• WRITTEN EXERCISE: Quote the data below in full, minus the images.

--- Begin ---

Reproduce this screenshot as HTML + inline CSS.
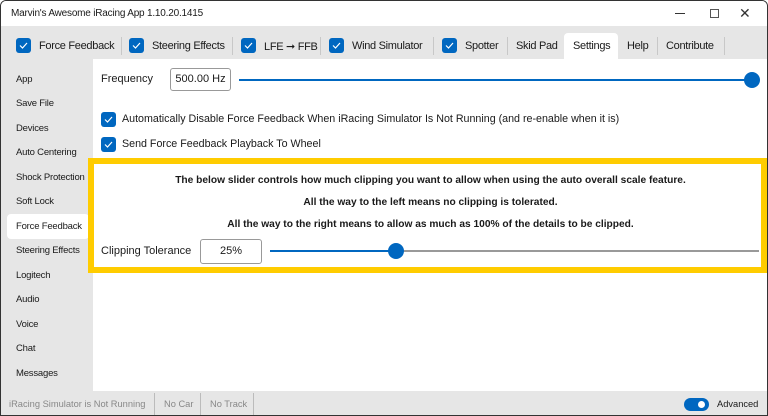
<!DOCTYPE html>
<html><head><style>
*{margin:0;padding:0;box-sizing:border-box}
body{width:768px;height:416px;overflow:hidden;font-family:"Liberation Sans","DejaVu Sans",sans-serif;font-size:11px;color:#1a1a1a;background:#fff;position:relative}
.abs{position:absolute}
.win{position:absolute;left:0;top:0;width:768px;height:416px;border:1px solid #333;border-radius:6px 6px 0 0;overflow:hidden}
.cb{position:absolute;width:15px;height:15px;background:#0067c0;border-radius:3px}
.cb svg{position:absolute;left:2px;top:2px}
.sep{position:absolute;top:36px;width:1px;height:18px;background:#c8c8c8}
.tab{position:absolute;top:39px;font-size:11px;letter-spacing:-0.3px;white-space:nowrap}
.side{position:absolute;left:15px;font-size:9.5px;letter-spacing:-0.2px;color:#1a1a1a;white-space:nowrap}
</style></head><body>
<div class="win">
<div class="abs" style="left:0;top:0;width:768px;height:25px;background:#fff"></div>
<div class="abs" style="left:10px;top:7px;font-size:10px;letter-spacing:-0.2px">Marvin's Awesome iRacing App 1.10.20.1415</div>
<div class="abs" style="left:674px;top:12px;width:10px;height:1px;background:#333"></div>
<div class="abs" style="left:709px;top:8px;width:9px;height:9px;border:1px solid #555"></div>
<div class="abs" style="left:738px;top:4px;font-size:14px;color:#333">✕</div>

<div class="abs" style="left:0;top:25px;width:768px;height:366px;background:#e6e6e6"></div>
<div class="abs" style="left:563px;top:32px;width:54px;height:26px;background:#fff;border-radius:4px 4px 0 0"></div>
<div class="abs" style="left:92px;top:58px;width:676px;height:332px;background:#fff"></div>

<div class="cb" style="left:15px;top:37px"><svg width="11" height="11"><path d="M2 5.5 L4.5 8 L9 3" stroke="#fff" stroke-width="1.2" fill="none"/></svg></div>
<div class="tab" style="left:38px">Force Feedback</div>
<div class="sep" style="left:120px"></div>
<div class="cb" style="left:128px;top:37px"><svg width="11" height="11"><path d="M2 5.5 L4.5 8 L9 3" stroke="#fff" stroke-width="1.2" fill="none"/></svg></div>
<div class="tab" style="left:151px">Steering Effects</div>
<div class="sep" style="left:231px"></div>
<div class="cb" style="left:240px;top:37px"><svg width="11" height="11"><path d="M2 5.5 L4.5 8 L9 3" stroke="#fff" stroke-width="1.2" fill="none"/></svg></div>
<div class="tab" style="left:263px">LFE ➞ FFB</div>
<div class="sep" style="left:319px"></div>
<div class="cb" style="left:328px;top:37px"><svg width="11" height="11"><path d="M2 5.5 L4.5 8 L9 3" stroke="#fff" stroke-width="1.2" fill="none"/></svg></div>
<div class="tab" style="left:351px">Wind Simulator</div>
<div class="sep" style="left:432px"></div>
<div class="cb" style="left:441px;top:37px"><svg width="11" height="11"><path d="M2 5.5 L4.5 8 L9 3" stroke="#fff" stroke-width="1.2" fill="none"/></svg></div>
<div class="tab" style="left:464px">Spotter</div>
<div class="sep" style="left:506px"></div>
<div class="tab" style="left:515px">Skid Pad</div>
<div class="tab" style="left:572px">Settings</div>
<div class="tab" style="left:626px">Help</div>
<div class="sep" style="left:656px"></div>
<div class="tab" style="left:665px">Contribute</div>
<div class="sep" style="left:723px"></div>

<div class="abs" style="left:6px;top:213px;width:82px;height:25px;background:#fff;border-radius:4px"></div>
<div class="side" style="top:73px">App</div>
<div class="side" style="top:97px">Save File</div>
<div class="side" style="top:122px">Devices</div>
<div class="side" style="top:146px">Auto Centering</div>
<div class="side" style="top:171px">Shock Protection</div>
<div class="side" style="top:195px">Soft Lock</div>
<div class="side" style="top:220px">Force Feedback</div>
<div class="side" style="top:244px">Steering Effects</div>
<div class="side" style="top:269px">Logitech</div>
<div class="side" style="top:293px">Audio</div>
<div class="side" style="top:318px">Voice</div>
<div class="side" style="top:342px">Chat</div>
<div class="side" style="top:367px">Messages</div>

<div class="abs" style="left:100px;top:72px;font-size:11px">Frequency</div>
<div class="abs" style="left:169px;top:67px;width:61px;height:23px;border:1px solid #999;border-radius:3px;font-size:11px;text-align:center;line-height:21px">500.00 Hz</div>
<div class="abs" style="left:238px;top:78px;width:512px;height:2px;background:#0067c0"></div>
<div class="abs" style="left:743px;top:71px;width:16px;height:16px;border-radius:50%;background:#0067c0"></div>

<div class="cb" style="left:100px;top:111px"><svg width="11" height="11"><path d="M2 5.5 L4.5 8 L9 3" stroke="#fff" stroke-width="1.2" fill="none"/></svg></div>
<div class="abs" style="left:121px;top:112px;font-size:10.7px;white-space:nowrap">Automatically Disable Force Feedback When iRacing Simulator Is Not Running (and re-enable when it is)</div>
<div class="cb" style="left:100px;top:136px"><svg width="11" height="11"><path d="M2 5.5 L4.5 8 L9 3" stroke="#fff" stroke-width="1.2" fill="none"/></svg></div>
<div class="abs" style="left:121px;top:137px;font-size:10.7px">Send Force Feedback Playback To Wheel</div>

<div class="abs" style="left:87px;top:157px;width:679px;height:115px;border:6px solid #ffcc00"></div>
<div class="abs" style="left:93px;top:174px;width:673px;text-align:center;font-weight:bold;font-size:10.2px">The below slider controls how much clipping you want to allow when using the auto overall scale feature.</div>
<div class="abs" style="left:93px;top:196px;width:673px;text-align:center;font-weight:bold;font-size:10.2px">All the way to the left means no clipping is tolerated.</div>
<div class="abs" style="left:93px;top:218px;width:673px;text-align:center;font-weight:bold;font-size:10.2px">All the way to the right means to allow as much as 100% of the details to be clipped.</div>
<div class="abs" style="left:100px;top:244px;font-size:11px">Clipping Tolerance</div>
<div class="abs" style="left:199px;top:238px;width:62px;height:25px;border:1px solid #999;border-radius:3px;font-size:11px;text-align:center;line-height:23px">25%</div>
<div class="abs" style="left:269px;top:249px;width:126px;height:2px;background:#0067c0"></div>
<div class="abs" style="left:395px;top:249px;width:363px;height:2px;background:#999"></div>
<div class="abs" style="left:387px;top:242px;width:16px;height:16px;border-radius:50%;background:#0067c0"></div>

<div class="abs" style="left:0;top:391px;width:768px;height:25px;background:#e6e6e6"></div>
<div class="abs" style="left:8px;top:398px;font-size:9.3px;color:#888;white-space:nowrap">iRacing Simulator is Not Running</div>
<div class="abs" style="left:153px;top:392px;width:1px;height:24px;background:#bbb"></div>
<div class="abs" style="left:163px;top:398px;font-size:9.3px;color:#888">No Car</div>
<div class="abs" style="left:199px;top:392px;width:1px;height:24px;background:#bbb"></div>
<div class="abs" style="left:209px;top:398px;font-size:9.3px;color:#888">No Track</div>
<div class="abs" style="left:252px;top:392px;width:1px;height:24px;background:#bbb"></div>
<div class="abs" style="left:683px;top:397px;width:25px;height:13px;border-radius:7px;background:#0067c0"></div>
<div class="abs" style="left:697px;top:400px;width:7px;height:7px;border-radius:50%;background:#fff"></div>
<div class="abs" style="left:716px;top:398px;font-size:9.3px">Advanced</div>
</div>
</body></html>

--- End ---

• ANSWER TO THIS TASK:
Reproduce this screenshot as HTML + inline CSS.
<!DOCTYPE html>
<html><head><style>
*{margin:0;padding:0;box-sizing:border-box}
body{width:768px;height:416px;overflow:hidden;font-family:"Liberation Sans","DejaVu Sans",sans-serif;font-size:11px;color:#1a1a1a;background:#fff;position:relative}
.abs{position:absolute}
.win{position:absolute;left:0;top:0;width:768px;height:416px;border:1px solid #333;border-radius:6px 6px 0 0;overflow:hidden}
.cb{position:absolute;width:15px;height:15px;background:#0067c0;border-radius:3px}
.cb svg{position:absolute;left:2px;top:2px}
.sep{position:absolute;top:36px;width:1px;height:18px;background:#c8c8c8}
.tab{position:absolute;top:39px;font-size:11px;letter-spacing:-0.3px;white-space:nowrap}
.side{position:absolute;left:15px;font-size:9.5px;letter-spacing:-0.2px;color:#1a1a1a;white-space:nowrap}
</style></head><body>
<div class="win">
<div class="abs" style="left:0;top:0;width:768px;height:25px;background:#fff"></div>
<div class="abs" style="left:10px;top:7px;font-size:10px;letter-spacing:-0.2px">Marvin's Awesome iRacing App 1.10.20.1415</div>
<div class="abs" style="left:674px;top:12px;width:10px;height:1px;background:#333"></div>
<div class="abs" style="left:709px;top:8px;width:9px;height:9px;border:1px solid #555"></div>
<div class="abs" style="left:738px;top:4px;font-size:14px;color:#333">✕</div>

<div class="abs" style="left:0;top:25px;width:768px;height:366px;background:#e6e6e6"></div>
<div class="abs" style="left:563px;top:32px;width:54px;height:26px;background:#fff;border-radius:4px 4px 0 0"></div>
<div class="abs" style="left:92px;top:58px;width:676px;height:332px;background:#fff"></div>

<div class="cb" style="left:15px;top:37px"><svg width="11" height="11"><path d="M2 5.5 L4.5 8 L9 3" stroke="#fff" stroke-width="1.2" fill="none"/></svg></div>
<div class="tab" style="left:38px">Force Feedback</div>
<div class="sep" style="left:120px"></div>
<div class="cb" style="left:128px;top:37px"><svg width="11" height="11"><path d="M2 5.5 L4.5 8 L9 3" stroke="#fff" stroke-width="1.2" fill="none"/></svg></div>
<div class="tab" style="left:151px">Steering Effects</div>
<div class="sep" style="left:231px"></div>
<div class="cb" style="left:240px;top:37px"><svg width="11" height="11"><path d="M2 5.5 L4.5 8 L9 3" stroke="#fff" stroke-width="1.2" fill="none"/></svg></div>
<div class="tab" style="left:263px">LFE ➞ FFB</div>
<div class="sep" style="left:319px"></div>
<div class="cb" style="left:328px;top:37px"><svg width="11" height="11"><path d="M2 5.5 L4.5 8 L9 3" stroke="#fff" stroke-width="1.2" fill="none"/></svg></div>
<div class="tab" style="left:351px">Wind Simulator</div>
<div class="sep" style="left:432px"></div>
<div class="cb" style="left:441px;top:37px"><svg width="11" height="11"><path d="M2 5.5 L4.5 8 L9 3" stroke="#fff" stroke-width="1.2" fill="none"/></svg></div>
<div class="tab" style="left:464px">Spotter</div>
<div class="sep" style="left:506px"></div>
<div class="tab" style="left:515px">Skid Pad</div>
<div class="tab" style="left:572px">Settings</div>
<div class="tab" style="left:626px">Help</div>
<div class="sep" style="left:656px"></div>
<div class="tab" style="left:665px">Contribute</div>
<div class="sep" style="left:723px"></div>

<div class="abs" style="left:6px;top:213px;width:82px;height:25px;background:#fff;border-radius:4px"></div>
<div class="side" style="top:73px">App</div>
<div class="side" style="top:97px">Save File</div>
<div class="side" style="top:122px">Devices</div>
<div class="side" style="top:146px">Auto Centering</div>
<div class="side" style="top:171px">Shock Protection</div>
<div class="side" style="top:195px">Soft Lock</div>
<div class="side" style="top:220px">Force Feedback</div>
<div class="side" style="top:244px">Steering Effects</div>
<div class="side" style="top:269px">Logitech</div>
<div class="side" style="top:293px">Audio</div>
<div class="side" style="top:318px">Voice</div>
<div class="side" style="top:342px">Chat</div>
<div class="side" style="top:367px">Messages</div>

<div class="abs" style="left:100px;top:72px;font-size:11px">Frequency</div>
<div class="abs" style="left:169px;top:67px;width:61px;height:23px;border:1px solid #999;border-radius:3px;font-size:11px;text-align:center;line-height:21px">500.00 Hz</div>
<div class="abs" style="left:238px;top:78px;width:512px;height:2px;background:#0067c0"></div>
<div class="abs" style="left:743px;top:71px;width:16px;height:16px;border-radius:50%;background:#0067c0"></div>

<div class="cb" style="left:100px;top:111px"><svg width="11" height="11"><path d="M2 5.5 L4.5 8 L9 3" stroke="#fff" stroke-width="1.2" fill="none"/></svg></div>
<div class="abs" style="left:121px;top:112px;font-size:10.7px;white-space:nowrap">Automatically Disable Force Feedback When iRacing Simulator Is Not Running (and re-enable when it is)</div>
<div class="cb" style="left:100px;top:136px"><svg width="11" height="11"><path d="M2 5.5 L4.5 8 L9 3" stroke="#fff" stroke-width="1.2" fill="none"/></svg></div>
<div class="abs" style="left:121px;top:137px;font-size:10.7px">Send Force Feedback Playback To Wheel</div>

<div class="abs" style="left:87px;top:157px;width:679px;height:115px;border:6px solid #ffcc00"></div>
<div class="abs" style="left:93px;top:174px;width:673px;text-align:center;font-weight:bold;font-size:10.2px">The below slider controls how much clipping you want to allow when using the auto overall scale feature.</div>
<div class="abs" style="left:93px;top:196px;width:673px;text-align:center;font-weight:bold;font-size:10.2px">All the way to the left means no clipping is tolerated.</div>
<div class="abs" style="left:93px;top:218px;width:673px;text-align:center;font-weight:bold;font-size:10.2px">All the way to the right means to allow as much as 100% of the details to be clipped.</div>
<div class="abs" style="left:100px;top:244px;font-size:11px">Clipping Tolerance</div>
<div class="abs" style="left:199px;top:238px;width:62px;height:25px;border:1px solid #999;border-radius:3px;font-size:11px;text-align:center;line-height:23px">25%</div>
<div class="abs" style="left:269px;top:249px;width:126px;height:2px;background:#0067c0"></div>
<div class="abs" style="left:395px;top:249px;width:363px;height:2px;background:#999"></div>
<div class="abs" style="left:387px;top:242px;width:16px;height:16px;border-radius:50%;background:#0067c0"></div>

<div class="abs" style="left:0;top:391px;width:768px;height:25px;background:#e6e6e6"></div>
<div class="abs" style="left:8px;top:398px;font-size:9.3px;color:#888;white-space:nowrap">iRacing Simulator is Not Running</div>
<div class="abs" style="left:153px;top:392px;width:1px;height:24px;background:#bbb"></div>
<div class="abs" style="left:163px;top:398px;font-size:9.3px;color:#888">No Car</div>
<div class="abs" style="left:199px;top:392px;width:1px;height:24px;background:#bbb"></div>
<div class="abs" style="left:209px;top:398px;font-size:9.3px;color:#888">No Track</div>
<div class="abs" style="left:252px;top:392px;width:1px;height:24px;background:#bbb"></div>
<div class="abs" style="left:683px;top:397px;width:25px;height:13px;border-radius:7px;background:#0067c0"></div>
<div class="abs" style="left:697px;top:400px;width:7px;height:7px;border-radius:50%;background:#fff"></div>
<div class="abs" style="left:716px;top:398px;font-size:9.3px">Advanced</div>
</div>
</body></html>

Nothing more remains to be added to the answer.